Bueno ainda trata, no prefácio aqui citado, de repercussões propriamente literárias e artísticas de On the Road:

[...] toda uma legião de escritores, artistas, cineastas, dramaturgos e músicos – a geração que se multiplicou em muitas – seria profundamente influenciada pelo estilo e pelas visões de Jack Kerouac. Difícil imaginar a obra de Sam Shepard, de Bob Dylan, de Charles Bukowski, de Jim Morrison, de Lou Reed, de Tom Wolfe, de Bret Easton Ellis, de Joni Mitchell, de Wim Wenders, de Hunter Thompson, de Neal Young, de Jim Jarmush, de Jack MacInerney, de Beck, de Bobo, de Tom Waits, de Gus Van Sant, de Bob Wilson sem On the Road. Todos eles pagaram tributo à fraqueza fluídica e generosa do católico louco e místico que viu a luz nos trilhos e trilhas da América.

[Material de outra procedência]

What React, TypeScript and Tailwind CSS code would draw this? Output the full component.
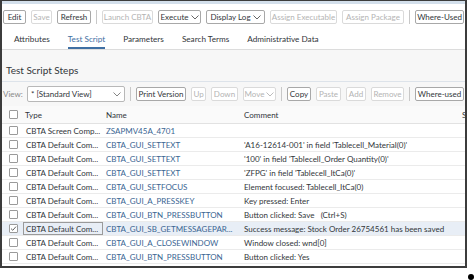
import React from "react";

const F = { fontFamily: "Lato, 'Liberation Sans', Arial, sans-serif" };

function Chev({ c = "#555" }: { c?: string }) {
  return (
    <svg width="8" height="5" viewBox="0 0 8 5" className="ml-[2px]">
      <path d="M0.5 0.5 L4 4 L7.5 0.5" fill="none" stroke={c} strokeWidth="0.9" />
    </svg>
  );
}

function Btn({ label, disabled, chev, w }: { label: string; disabled?: boolean; chev?: boolean; w: string }) {
  return (
    <div
      className={
        "flex items-center justify-center shrink-0 h-[14px] rounded-[2px] border bg-white whitespace-nowrap leading-none " +
        w +
        " " +
        (disabled ? "border-[#dadada] text-[#b4b4b4]" : "border-[#a8a8a8] text-[#32363a]")
      }
    >
      {label}
      {chev && <Chev c={disabled ? "#b4b4b4" : "#555"} />}
    </div>
  );
}

function Sep() {
  return <div className="w-px h-[14px] bg-[#c8c8c8] shrink-0" />;
}

function Box({ checked }: { checked?: boolean }) {
  return (
    <div className="w-[9px] h-[9px] border border-[#9a9a9a] bg-white rounded-[1px] flex items-center justify-center">
      {checked && (
        <svg width="7" height="7" viewBox="0 0 7 7">
          <path d="M1 3.6 L2.8 5.3 L6 1.6" fill="none" stroke="#555" strokeWidth="0.9" />
        </svg>
      )}
    </div>
  );
}

const rows: [string, string, string][] = [
  ["CBTA Screen Comp...", "ZSAPMV45A_4701", ""],
  ["CBTA Default Com...", "CBTA_GUI_SETTEXT", "'A16-12614-001' in field 'Tablecell_Material(0)'"],
  ["CBTA Default Com...", "CBTA_GUI_SETTEXT", "'100' in field 'Tablecell_Order Quantity(0)'"],
  ["CBTA Default Com...", "CBTA_GUI_SETTEXT", "'ZFPG' in field 'Tablecell_ItCa(0)'"],
  ["CBTA Default Com...", "CBTA_GUI_SETFOCUS", "Element focused: Tablecell_ItCa(0)"],
  ["CBTA Default Com...", "CBTA_GUI_A_PRESSKEY", "Key pressed: Enter"],
  ["CBTA Default Com...", "CBTA_GUI_BTN_PRESSBUTTON", "Button clicked: Save   (Ctrl+S)"],
  ["CBTA Default Com...", "CBTA_GUI_SB_GETMESSAGEPAR...", "Success message: Stock Order 26754561 has been saved"],
  ["CBTA Default Com...", "CBTA_GUI_A_CLOSEWINDOW", "Window closed: wnd[0]"],
  ["CBTA Default Com...", "CBTA_GUI_BTN_PRESSBUTTON", "Button clicked: Yes"],
];

export default function App() {
  return (
    <div className="w-[474px] h-[280px] bg-white relative overflow-hidden text-[8px] text-[#32363a]" style={F}>
      <div className="w-[467px] h-[268px] border-t border-l-2 border-r-2 border-b-2 border-[#3c3c3c] flex flex-col overflow-hidden">
        <div className="h-[3px] bg-[#d3dfeb] shrink-0" />
        {/* main toolbar */}
        <div className="h-[26px] shrink-0 flex items-center gap-[5px] pl-px bg-white">
          <Btn label="Edit" w="w-[23px]" />
          <Btn label="Save" disabled w="w-[21px]" />
          <Btn label="Refresh" w="w-[34px]" />
          <Sep />
          <Btn label="Launch CBTA" disabled w="w-[51px]" />
          <Btn label="Execute" chev w="w-[43px]" />
          <Btn label="Display Log" chev w="w-[59px]" />
          <Btn label="Assign Executable" disabled w="w-[67px]" />
          <Btn label="Assign Package" disabled w="w-[62px]" />
          <Sep />
          <Btn label="Where-Used" w="w-[49px]" />
        </div>
        {/* tabs */}
        <div className="h-[20px] shrink-0 flex items-stretch pl-[3px] border-b border-[#dcdcdc] bg-white text-[8.2px]">
          {["Attributes", "Test Script", "Parameters", "Search Terms", "Administrative Data"].map((t) => (
            <div key={t} className="px-[9px] flex items-center">
              <div
                className={
                  "h-full flex items-center pt-[1px] border-b-2 " +
                  (t === "Test Script" ? "text-[#3f6fa3] border-[#3f6fa3]" : "border-transparent text-[#32363a]")
                }
              >
                {t}
              </div>
            </div>
          ))}
        </div>
        {/* title area */}
        <div className="h-[32px] shrink-0 bg-[#f7f7f7] flex items-end pl-[4px] pb-[3px] border-b border-[#dde3ea] text-[10px] text-[#32363a]">
          Test Script Steps
        </div>
        {/* view toolbar */}
        <div className="h-[24px] shrink-0 bg-[#f7f7f7] flex items-center gap-[5px] pl-px">
          <span className="text-[#8a8a8a] w-[19px] shrink-0">View:</span>
          <div className="w-[98px] h-[16px] shrink-0 bg-white border border-[#b8b8b8] rounded-[2px] flex items-center justify-between pl-[3px] pr-[3px] whitespace-nowrap">
            <span>* [Standard View]</span>
            <Chev c="#777" />
          </div>
          <Sep />
          <Btn label="Print Version" w="w-[50px]" />
          <Btn label="Up" disabled w="w-[15px]" />
          <Btn label="Down" disabled w="w-[27px]" />
          <Btn label="Move" disabled chev w="w-[33px]" />
          <Sep />
          <Btn label="Copy" w="w-[24px]" />
          <Btn label="Paste" disabled w="w-[25px]" />
          <Btn label="Add" disabled w="w-[20px]" />
          <Btn label="Remove" disabled w="w-[33px]" />
          <Sep />
          <Btn label="Where-used" w="w-[49px]" />
        </div>
        {/* table */}
        <div className="flex-1 bg-white flex flex-col">
          <div className="h-[18px] shrink-0 flex items-center border-b border-[#e2e2e2] bg-[#fafafa]">
            <div className="w-[20px] shrink-0 flex justify-center pl-[3px]"><Box /></div>
            <div className="w-[82px] shrink-0 pl-[3px]">Type</div>
            <div className="w-[138px] shrink-0 pl-[2px]">Name</div>
            <div className="flex-1 pl-[2px]">Comment</div>
            <div className="w-[3px] shrink-0 overflow-hidden">S</div>
          </div>
          {rows.map((r, i) => {
            const sel = i === 7;
            return (
              <div
                key={i}
                className={"h-[14px] shrink-0 flex items-center border-b border-[#ebebeb] " + (sel ? "bg-[#e8eef6]" : "")}
              >
                <div className="w-[20px] shrink-0 flex justify-center pl-[3px]"><Box checked={sel} /></div>
                <div className={"w-[80px] shrink-0 h-[13px] flex items-center pl-[2px] ml-px mr-px whitespace-nowrap " + (sel ? "border border-[#9a9a9a]" : "border border-transparent")}>
                  {r[0]}
                </div>
                <div className="w-[138px] shrink-0 pl-[2px] text-[#3a6592] whitespace-nowrap overflow-hidden">{r[1]}</div>
                <div className="flex-1 pl-[2px] whitespace-pre overflow-hidden">{r[2]}</div>
              </div>
            );
          })}
        </div>
      </div>
      <div className="absolute left-[468px] top-[274px] w-[6px] h-[6px] rounded-full bg-black" />
    </div>
  );
}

On the Road, inspirou autores, é certo; mas, principalmente, projetou-se na vida, na sociedade, contribuindo para mudanças de valores, de comportamentos. O que estava sendo oferecido, naquele leilão de 2001, não era apenas um original de obra, porém a matriz de um mito. Mais que qualquer outra obra literária, contribuiu para realizar a profecia de uma revolução de jovens de mochila às costas tal como proclamada em outra das narrativas de Kerouac, The Dharma Bums, Os Vagabundos Iluminados (tradução de Ana Ban, L&PM Pocket, 2007), em uma fala atribuída ao poeta Gary Snyder (Japhy Rider no livro):

Pense na maravilhosa revolução mundial que vai acontecer quando o Oriente finalmente encontrar o Ocidente, e são caras como nós que podem dar início a essa coisa. Pense nos milhões de sujeitos espalhados pelo mundo com mochilas nas costas, percorrendo o interior e pedindo carona e mostrando o mundo como ele é de verdade para todas as pessoas. [...] eu quero que meus vagabundos do Darma carreguem a primavera no coração.